Et puis, il y a ceux qui ne peuvent pas faire leur deuil. Ceux qui cherchent toujours un proche disparu. Leur nombre est incalculable. C'est le cas de ce couple venu d’Izmir : leur nièce reste introuvable. On a sorti les corps de son mari et de leur bébé des décombres, mais elle a disparu.
Pourtant, disent-ils, son père est arrivé sur les lieux une heure après le séisme en pleine nuit : "Il est resté pendant une semaine. 24 heures sur 24. Ils n’ont rien trouvé. Tout était à terre. Le séisme avait pulvérisé les bâtiments. Des ambulances sont arrivées et ont emmené les corps, les morts et les blessés. Mais on ne sait où. Il n’y avait aucun contrôle. Tu ne pouvais pas savoir où ils les emportaient. Ça pouvait être à Izmir, à Ankara, à Antalya… Mais elle, on aurait dû la retrouver. On n’a rien trouvé, pas même un membre. On a toujours cette interrogation dans la tête." C’est le cas de dizaines voire de centaines de familles.
"Pendant des siècles, nous avons vécu ici comme des frères"
Sur place, on ne voit pas grand-chose de ce que fait l'Etat. Des pelleteuses s’affairent encore à démolir, ne récupérant que la ferraille qui peut se monnayer, des bâches entourent des terrains vagues promettant des immeubles flambant neufs, une mosquée est en rénovation. Les chrétiens eux attendent le feu vert du gouvernement pour restaurer leurs édifices. Tous veulent qu’Antioche soit reconstruite comme avant quand toutes les communautés y vivaient ensemble.

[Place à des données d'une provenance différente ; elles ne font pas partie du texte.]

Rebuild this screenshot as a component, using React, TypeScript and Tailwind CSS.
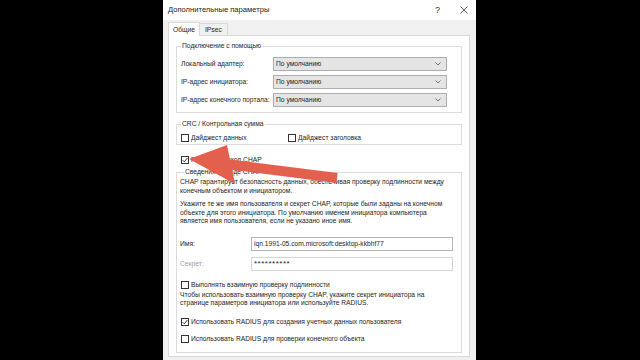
import React from "react";

function Check({ checked }: { checked?: boolean }) {
  return (
    <span className="w-[8px] h-[8px] border border-[#333333] bg-white flex items-center justify-center shrink-0">
      {checked && (
        <svg width="6" height="6" viewBox="0 0 6 6">
          <path d="M0.6 3.1 L2.3 4.8 L5.4 1" fill="none" stroke="#222" strokeWidth="0.9" />
        </svg>
      )}
    </span>
  );
}

function CheckRow({ checked, label }: { checked?: boolean; label: string }) {
  return (
    <div className="flex items-center gap-[2px] h-[9px] whitespace-nowrap">
      <Check checked={checked} />
      <span>{label}</span>
    </div>
  );
}

function Select({ label }: { label: string }) {
  return (
    <div className="flex items-center h-[14px]">
      <span className="w-[92px] shrink-0 whitespace-nowrap">{label}</span>
      <div className="w-[174px] h-[14px] border border-[#adadad] bg-[#e5e5e5] flex items-center justify-between pl-[2px] pr-[5px]">
        <span>По умолчанию</span>
        <svg width="6" height="4" viewBox="0 0 6 4">
          <path d="M0.5 0.5 L3 3 L5.5 0.5" fill="none" stroke="#555" strokeWidth="0.8" />
        </svg>
      </div>
    </div>
  );
}

export default function App() {
  return (
    <div className="w-[640px] h-[360px] bg-black relative overflow-hidden font-['Liberation_Sans',Arial,sans-serif] text-[6.7px] leading-[8px] text-[#1e1e1e]">
      <div className="ml-[163px] w-[313px] h-[360px] bg-[#f0f0f0] flex flex-col">
        {/* title bar */}
        <div className="h-[20px] bg-white flex items-center pl-[5px] pr-[8px] text-[7.6px]">
          <span className="text-[#222]">Дополнительные параметры</span>
          <span className="ml-auto text-[9px] text-[#333]">?</span>
          <svg className="ml-[20px]" width="8" height="8" viewBox="0 0 8 8">
            <path d="M0.5 0.5 L7.5 7.5 M7.5 0.5 L0.5 7.5" stroke="#333" strokeWidth="0.8" />
          </svg>
        </div>

        {/* tabs */}
        <div className="flex items-end h-[15px] pl-[5px] pt-[2px]">
          <div className="h-[14px] px-[4px] bg-white border border-b-0 border-[#d9d9d9] flex items-center relative z-10 mb-[-1px]">
            Общие
          </div>
          <div className="h-[12px] px-[5px] border border-l-0 border-b-0 border-[#d9d9d9] flex items-center">IPsec</div>
        </div>

        {/* panel */}
        <div className="ml-[5px] w-[302px] h-[322px] bg-white border border-[#d9d9d9] pl-[7px] pr-[7px] pt-[6px]">
          <fieldset className="border border-[#dcdcdc] px-[4px] pb-[5px]">
            <legend className="px-[1px]">Подключение с помощью</legend>
            <div className="flex flex-col gap-[4px] mt-[7px]">
              <Select label="Локальный адаптер:" />
              <Select label="IP-адрес инициатора:" />
              <Select label="IP-адрес конечного портала:" />
            </div>
          </fieldset>

          <fieldset className="border border-[#dcdcdc] px-[4px] pb-[2px] mt-[7px]">
            <legend className="px-[1px]">CRC / Контрольная сумма</legend>
            <div className="flex items-center mt-[5px]">
              <div className="w-[107px]">
                <CheckRow label="Дайджест данных" />
              </div>
              <CheckRow label="Дайджест заголовка" />
            </div>
          </fieldset>

          <div className="mt-[10px] pl-[5px]">
            <CheckRow checked label="Разрешить вход CHAP" />
          </div>

          <fieldset className="border border-[#dcdcdc] px-[3px] pb-[8px] mt-[4px]">
            <legend className="ml-[4px] px-[1px]">Сведения о входе CHAP</legend>
            <p className="leading-[8.5px] mt-[2px]">
              CHAP гарантирует безопасность данных, обеспечивая проверку подлинности между
              <br />
              конечным объектом и инициатором.
            </p>
            <p className="leading-[8.5px] mt-[5px]">
              Укажите те же имя пользователя и секрет CHAP, которые были заданы на конечном
              <br />
              объекте для этого инициатора. По умолчанию именем инициатора компьютера
              <br />
              является имя пользователя, если не указано иное имя.
            </p>
            <div className="flex items-center mt-[11px]">
              <span className="w-[71px]">Имя:</span>
              <div className="w-[202px] h-[14px] border border-[#b5b5b5] flex items-center pl-[2px]">
                iqn.1991-05.com.microsoft:desktop-kkbhf77
              </div>
            </div>
            <div className="flex items-center mt-[6px]">
              <span className="w-[71px] text-[#a0a0a0]">Секрет:</span>
              <div className="w-[202px] h-[14px] border border-[#d5d5d5] flex items-center pl-[2px] text-[8px] tracking-[0.5px]">
                **********
              </div>
            </div>
            <div className="mt-[10px] pl-[1px]">
              <CheckRow label="Выполнять взаимную проверку подлинности" />
            </div>
            <p className="leading-[8.5px] mt-[1px]">
              Чтобы использовать взаимную проверку CHAP, укажите секрет инициатора на
              <br />
              странице параметров инициатора или используйте RADIUS.
            </p>
            <div className="mt-[10px] pl-[1px]">
              <CheckRow checked label="Использовать RADIUS для создания учетных данных пользователя" />
            </div>
            <div className="mt-[8px] pl-[1px]">
              <CheckRow label="Использовать RADIUS для проверки конечного объекта" />
            </div>
          </fieldset>
        </div>
      </div>

      {/* red annotation arrow */}
      <svg className="absolute left-0 top-0 pointer-events-none" width="640" height="360" viewBox="0 0 640 360">
        <line x1="337" y1="178" x2="226" y2="164" stroke="#e4604e" strokeWidth="10" strokeLinecap="butt" />
        <polygon points="189,159 227,145 235,184" fill="#e4604e" />
      </svg>
    </div>
  );
}
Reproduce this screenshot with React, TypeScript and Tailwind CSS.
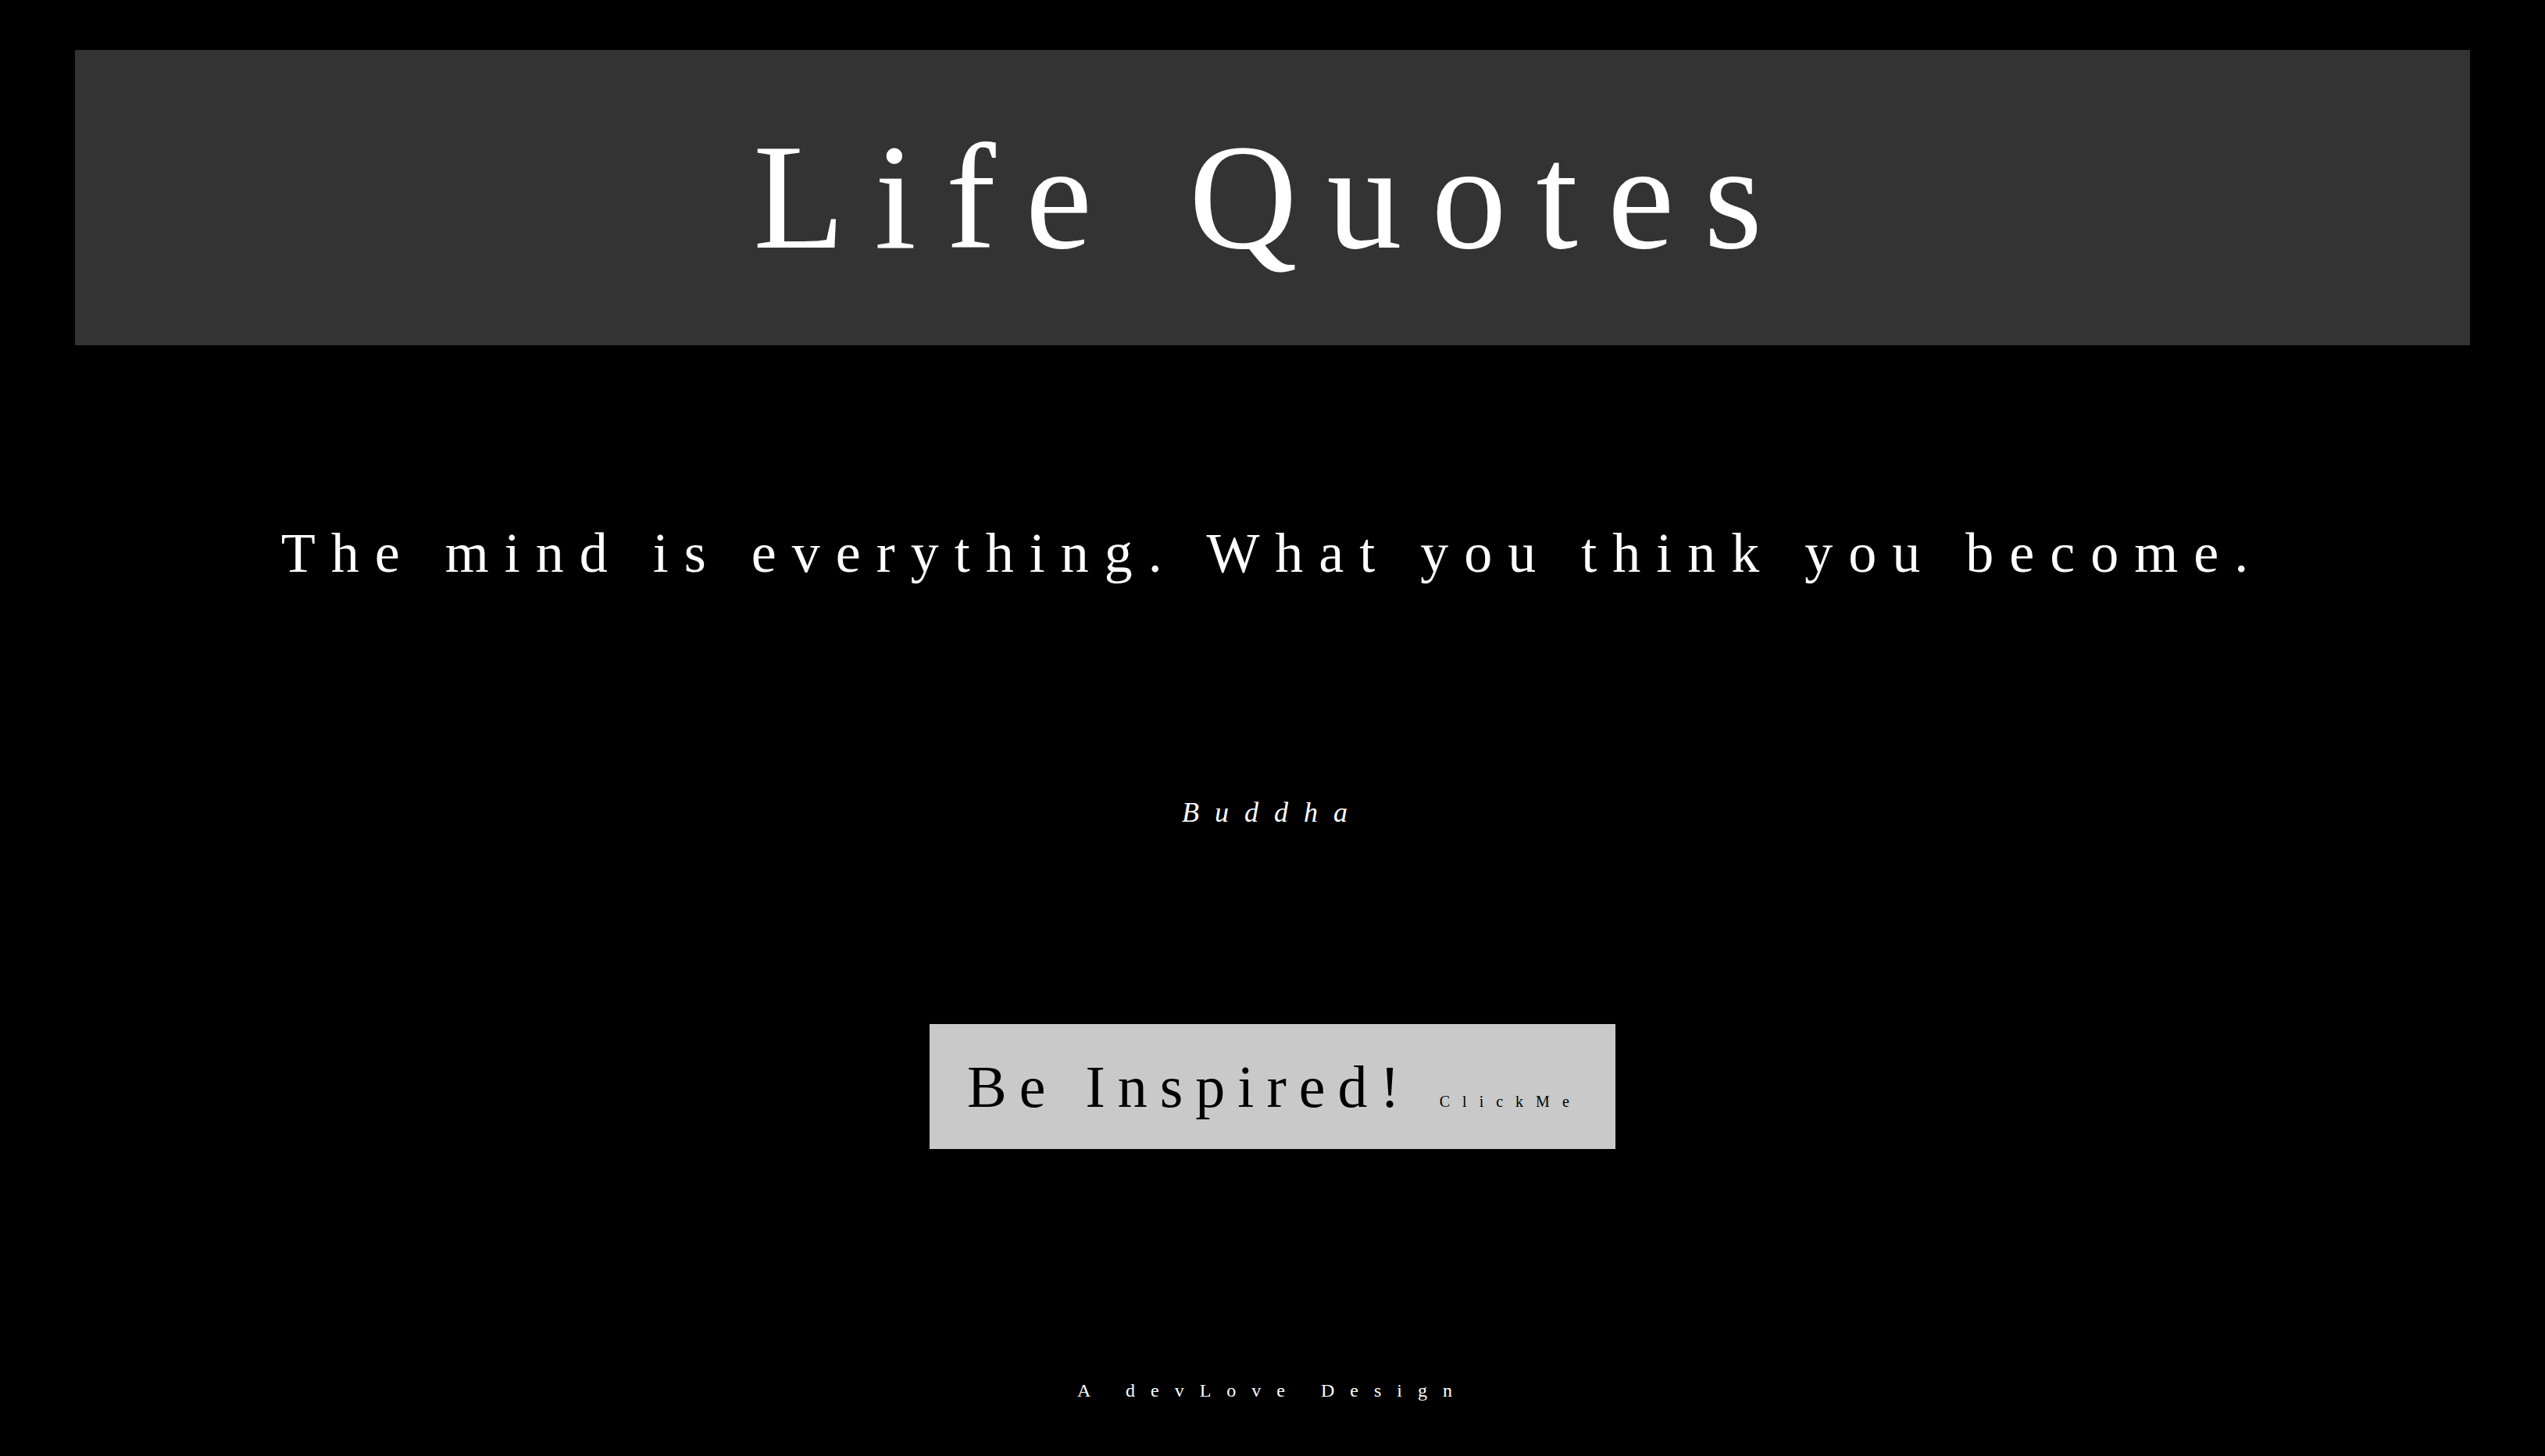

Comme Kemal : "Là, c’était le quartier chrétien, là les alévis, là les musulmans. Tout ça dans un mouchoir de poche. Les repas, on les partageait, les fêtes religieuses, on les célébrait ensemble. Pendant des siècles, nous avons vécu ici comme des frères. Nous voulons revivre cela. Et il est urgent de faire quelque chose." Mais les habitants d’Antioche n’ont guère confiance en leur gouvernement. Pour revivre, ils en appellent à la communauté internationale.